Choosing Kalaupapa
In May 1873, a thirty-three-year-old Belgian priest named Father Damien de Veuster stepped off a boat onto the Kalaupapa peninsula of Molokai, Hawaii. He had volunteered when Bishop Louis Maigret asked which of the Sacred Hearts fathers would serve the government's leprosy settlement — a place so feared that supply ships often dumped provisions offshore rather than dock. Damien found over eight hundred people living without adequate shelter, medical care, or hope, many abandoned by their own families.
He did not come to visit. He came to stay.
For sixteen years, Damien built homes, bandaged open wounds, organized schools, expanded St. Philomena Church, and dug countless graves with his own hands. Then in 1884, when he spilled boiling water on his foot and felt no pain, the truth was confirmed: he had contracted leprosy himself.
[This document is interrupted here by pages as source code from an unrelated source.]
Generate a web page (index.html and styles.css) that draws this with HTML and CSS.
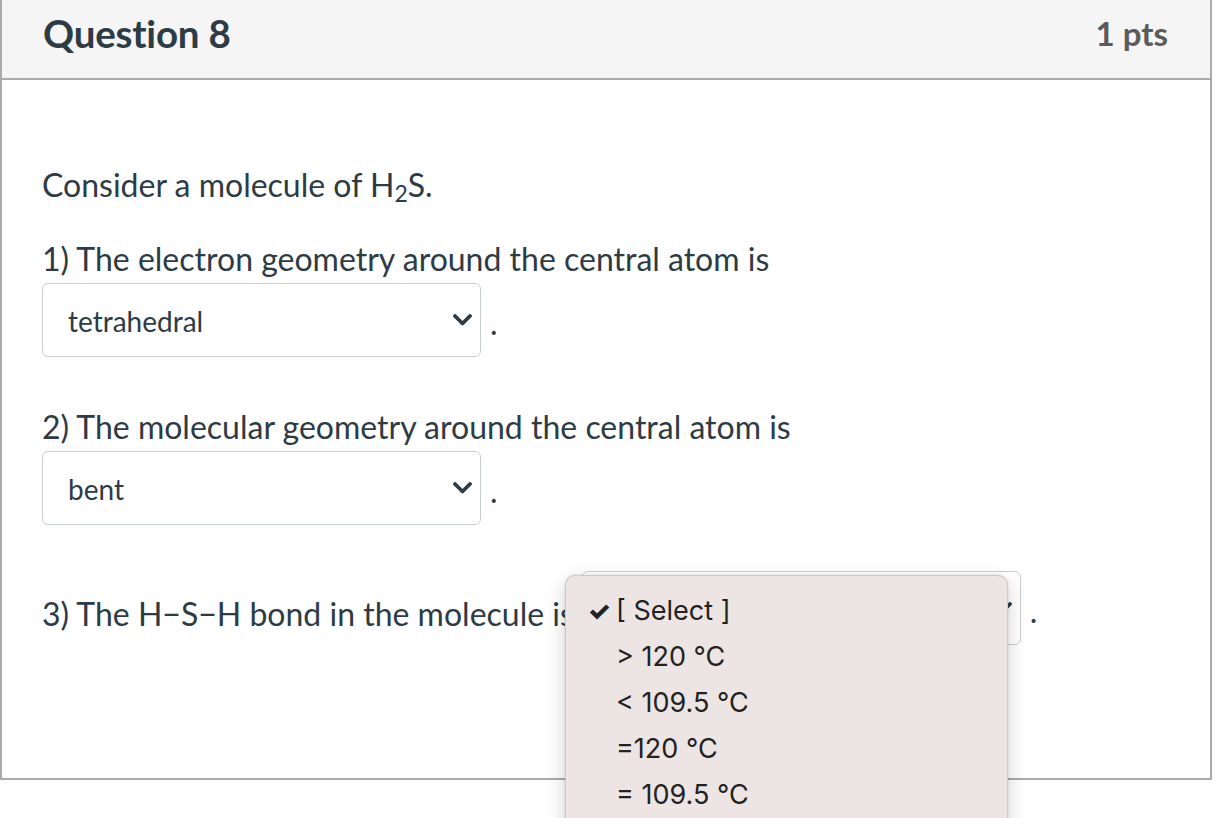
FILE: index.html
```html
<!DOCTYPE html>
<html>
<head>
<meta charset="utf-8">
<link rel="stylesheet" href="styles.css">
</head>
<body>
<div class="page">
  <div class="card">
    <div class="card-header">
      <h2 class="title">Question 8</h2>
      <div class="pts">1 pts</div>
    </div>
    <div class="card-body">
      <p class="intro">Consider a molecule of H<sub>2</sub>S.</p>
      <p class="prompt">1) The electron geometry around the central atom is</p>
      <div class="answer">
        <div class="select"><span class="sel-text">tetrahedral</span><svg class="chev" viewBox="0 0 19 12" width="19" height="12"><polyline points="2,2 9.5,9.5 17,2" fill="none" stroke="#2d3b45" stroke-width="3.8" stroke-linecap="round" stroke-linejoin="round"/></svg></div>
        <span class="dot">.</span>
      </div>
      <p class="prompt second">2) The molecular geometry around the central atom is</p>
      <div class="answer">
        <div class="select"><span class="sel-text">bent</span><svg class="chev" viewBox="0 0 19 12" width="19" height="12"><polyline points="2,2 9.5,9.5 17,2" fill="none" stroke="#2d3b45" stroke-width="3.8" stroke-linecap="round" stroke-linejoin="round"/></svg></div>
        <span class="dot">.</span>
      </div>
      <div class="answer inline">
        <span class="inline-text">3) The H−S−H bond in the molecule is</span>
        <div class="select faded"><span class="sel-text">[ Select ]</span><svg class="chev" viewBox="0 0 19 12" width="19" height="12"><polyline points="2,2 9.5,9.5 17,2" fill="none" stroke="#2d3b45" stroke-width="3.8" stroke-linecap="round" stroke-linejoin="round"/></svg></div>
        <span class="dot">.</span>
      </div>
    </div>
  </div>
  <div class="menu">
    <div class="menu-item"><span class="check">✓</span>[ Select ]</div>
    <div class="menu-item"><span class="check"></span>&gt; 120 °C</div>
    <div class="menu-item"><span class="check"></span>&lt; 109.5 °C</div>
    <div class="menu-item"><span class="check"></span>=120 °C</div>
    <div class="menu-item"><span class="check"></span>= 109.5 °C</div>
  </div>
</div>
</body>
</html>
```
FILE: styles.css
```css
* { box-sizing: border-box; }
html, body {
  margin: 0;
  padding: 0;
  background: #ffffff;
  overflow: hidden;
}
body {
  font-family: Lato, "Open Sans", sans-serif;
  color: #2d3b45;
}
.page {
  position: relative;
  width: 1222px;
  height: 818px;
}
.card {
  width: 1212px;
  border-left: 2px solid #aaaaaa;
  border-right: 2px solid #aaaaaa;
  border-bottom: 2px solid #aaaaaa;
}
.card-header {
  height: 80px;
  background: #f5f5f5;
  border-bottom: 2px solid #aaaaaa;
  display: flex;
  align-items: center;
  justify-content: space-between;
  padding: 0 42px 12px 41px;
}
.title {
  margin: 0;
  font-size: 38.5px;
  font-weight: 700;
  color: #2d3b45;
  letter-spacing: -0.2px;
}
.pts {
  font-size: 33px;
  font-weight: 700;
  color: #5b5b5b;
}
.card-body {
  padding: 85px 40px 133px 40px;
  font-size: 32px;
  line-height: 40px;
}
.card-body p {
  margin: 0;
}
.intro sub {
  font-size: 23px;
  line-height: 0;
  vertical-align: -5px;
}
.prompt {
  margin-top: 34px !important;
  margin-bottom: 4px !important;
}
.prompt.second {
  margin-top: 50px !important;
}
.answer {
  display: flex;
  align-items: flex-start;
}
.answer.inline {
  margin-top: 46px;
}
.select {
  width: 439px;
  height: 74px;
  border: 1px solid #c7cdd1;
  border-radius: 6px;
  background: #ffffff;
  display: flex;
  align-items: center;
  justify-content: space-between;
  padding: 0 8px 0 25px;
  font-size: 28px;
  color: #2d3b45;
}
.select .sel-text {
  padding-top: 2px;
}
.select.faded {
  margin-left: 8px;
}
.dot {
  margin-top: 20px;
  margin-left: 9px;
  font-size: 32px;
  line-height: 40px;
}
.inline-text {
  margin-top: 23px;
  white-space: nowrap;
}
.answer.inline .dot {
  margin-top: 20px;
}
.menu {
  position: absolute;
  left: 565px;
  top: 575px;
  width: 443px;
  height: 270px;
  background: #ece5e3;
  border: 1px solid rgba(0,0,0,0.12);
  border-radius: 10px;
  box-shadow: 0 6px 20px rgba(0,0,0,0.18), 0 0 2px rgba(0,0,0,0.15);
  padding-top: 12px;
  font-family: Inter, "Liberation Sans", sans-serif;
  font-size: 27px;
  color: #222222;
}
.menu-item {
  height: 46px;
  line-height: 46px;
  display: flex;
  align-items: center;
  padding-left: 22px;
}
.check {
  display: inline-block;
  width: 28px;
  font-size: 25px;
  font-weight: 700;
  -webkit-text-stroke: 0.8px #222222;
}
```
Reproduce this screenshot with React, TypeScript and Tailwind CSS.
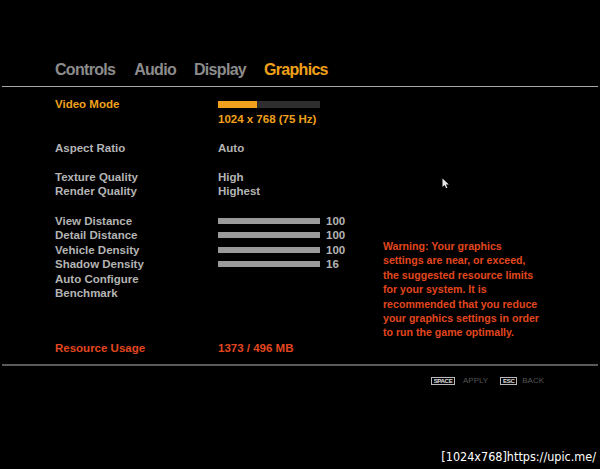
import React from "react";

const F = { fontFamily: '"Liberation Sans", Arial, sans-serif' };

function Bar({ value }: { value: string }) {
  return (
    <div className="flex items-center h-[14.5px]">
      <div className="w-[102px] h-[6px] bg-[#9a9a9a]" />
      <span className="ml-[6px]">{value}</span>
    </div>
  );
}

function Row({ label, children, cls = "" }: { label: string; children?: React.ReactNode; cls?: string }) {
  return (
    <div className={"flex " + cls}>
      <div className="w-[163px] h-[14.5px] leading-[14.5px]">{label}</div>
      <div className="leading-[14.5px]">{children}</div>
    </div>
  );
}

function Key({ k, w }: { k: string; w: string }) {
  return (
    <span className={"inline-flex items-center justify-center h-[8.5px] border border-[#b8b8b8] text-[6px] font-bold text-[#e0e0e0] leading-none tracking-[-0.3px] " + w}>
      {k}
    </span>
  );
}

export default function App() {
  return (
    <div className="relative w-[600px] h-[469px] bg-black overflow-hidden font-bold" style={F}>
      {/* tabs */}
      <div className="flex pl-[55px] pt-[59.5px] h-[79.5px] text-[16px] leading-[20px] tracking-[-0.7px] text-[#8c8c8c]">
        <span>Controls</span>
        <span className="ml-[19px]">Audio</span>
        <span className="ml-[18px]">Display</span>
        <span className="ml-[18px] text-[#f0a01c]">Graphics</span>
      </div>
      <div className="mt-[6.5px] mx-[2px] h-[1px] bg-[#a8a8a8]" />

      {/* main */}
      <div className="flex pl-[55px] pt-[10px] text-[11.5px] text-[#b4b4b4]">
        <div className="w-[328px] flex flex-col">
          <Row label="Video Mode" cls="text-[#f0a01c]">
            <div className="flex items-center h-[14.5px]">
              <div className="w-[102px] h-[7px] bg-[#2e2e2e] flex">
                <div className="w-[39px] h-full bg-[#f0a01c]" />
              </div>
            </div>
            <div>1024 x 768 (75 Hz)</div>
          </Row>
          <Row label="Aspect Ratio" cls="mt-[14.5px]">Auto</Row>
          <Row label="Texture Quality" cls="mt-[14.5px]">High</Row>
          <Row label="Render Quality">Highest</Row>
          <Row label="View Distance" cls="mt-[15px]"><Bar value="100" /></Row>
          <Row label="Detail Distance"><Bar value="100" /></Row>
          <Row label="Vehicle Density"><Bar value="100" /></Row>
          <Row label="Shadow Density"><Bar value="16" /></Row>
          <Row label="Auto Configure" />
          <Row label="Benchmark" />
          <Row label="Resource Usage" cls="mt-[40px] text-[#e2461e]">1373 / 496 MB</Row>
        </div>
        <div className="mt-[142px] text-[10.6px] leading-[14.4px] text-[#e2461e]">
          Warning: Your graphics<br />
          settings are near, or exceed,<br />
          the suggested resource limits<br />
          for your system. It is<br />
          recommended that you reduce<br />
          your graphics settings in order<br />
          to run the game optimally.
        </div>
      </div>

      <div className="mt-[8.5px] mx-[2px] h-[2px] bg-[#5a5a5a]" />

      {/* footer */}
      <div className="flex justify-end items-center pr-[56px] mt-[11px] h-[9px] text-[8px] font-normal text-[#555555]">
        <Key k="SPACE" w="w-[24px]" />
        <span className="ml-[8px]">APPLY</span>
        <span className="ml-[12px] flex"><Key k="ESC" w="w-[17px]" /></span>
        <span className="ml-[5px]">BACK</span>
      </div>

      {/* cursor */}
      <svg className="absolute left-[442px] top-[178px]" width="8" height="11" viewBox="0 0 8 11">
        <path d="M0.5 0.5 L0.5 9 L2.6 7 L4.2 10.3 L5.4 9.7 L3.9 6.6 L6.8 6.6 Z" fill="#e8e8e8" />
      </svg>

      {/* watermark */}
      <div
        className="absolute right-[3px] top-[449px] text-[12.5px] leading-[16px] font-normal text-white bg-black px-[1px]"
        style={{ fontFamily: '"DejaVu Sans Condensed", "DejaVu Sans", sans-serif' }}
      >
        [1024x768]https://upic.me/
      </div>
    </div>
  );
}
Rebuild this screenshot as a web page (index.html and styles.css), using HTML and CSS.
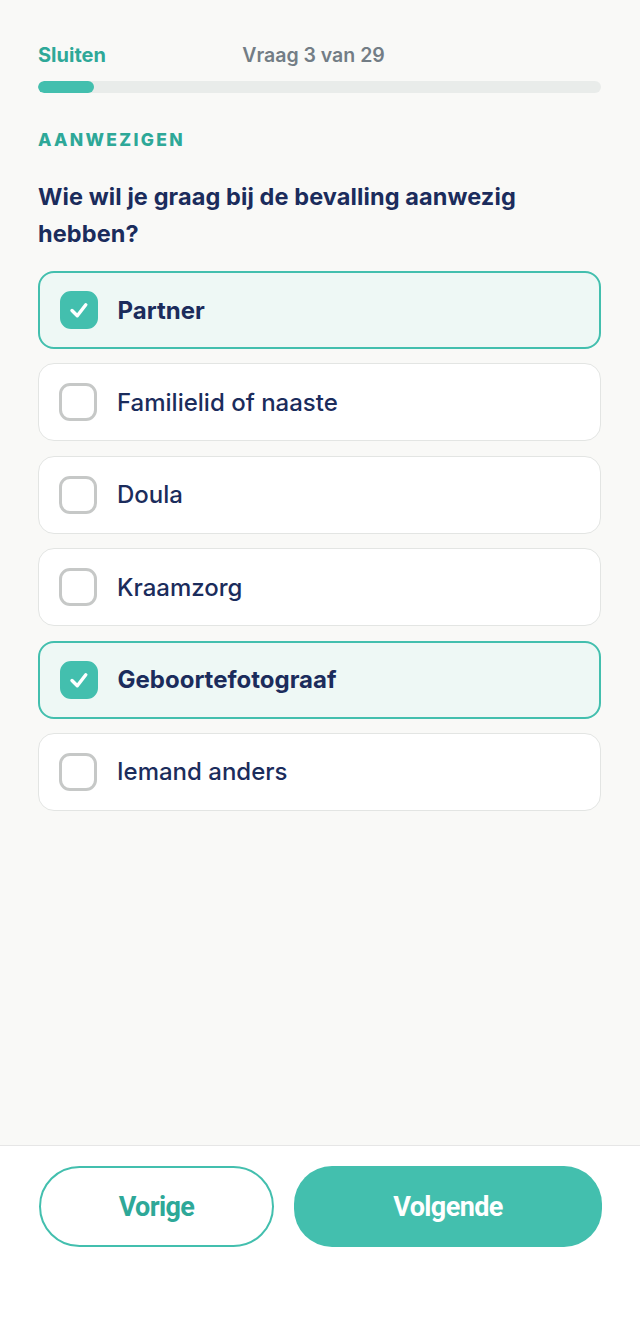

He would die of the disease on April 15, 1889, at the age of forty-nine.
Philippians 2:5-8 describes Christ who, "being in very nature God, did not consider equality with God something to be used to His own advantage," but emptied Himself, taking the form of a servant, humbling Himself even to death. Damien's life mirrors that downward path. He had every reason to remain safe in Honolulu. Instead, he chose descent — into suffering, into stigma, and finally into the very disease that consumed those he loved.
Incarnational love is never love from a safe distance. It asks believers to enter fully into another's condition, even at great cost. The question is not whether we admire such love from the pew, but whether we will step forward when the call comes.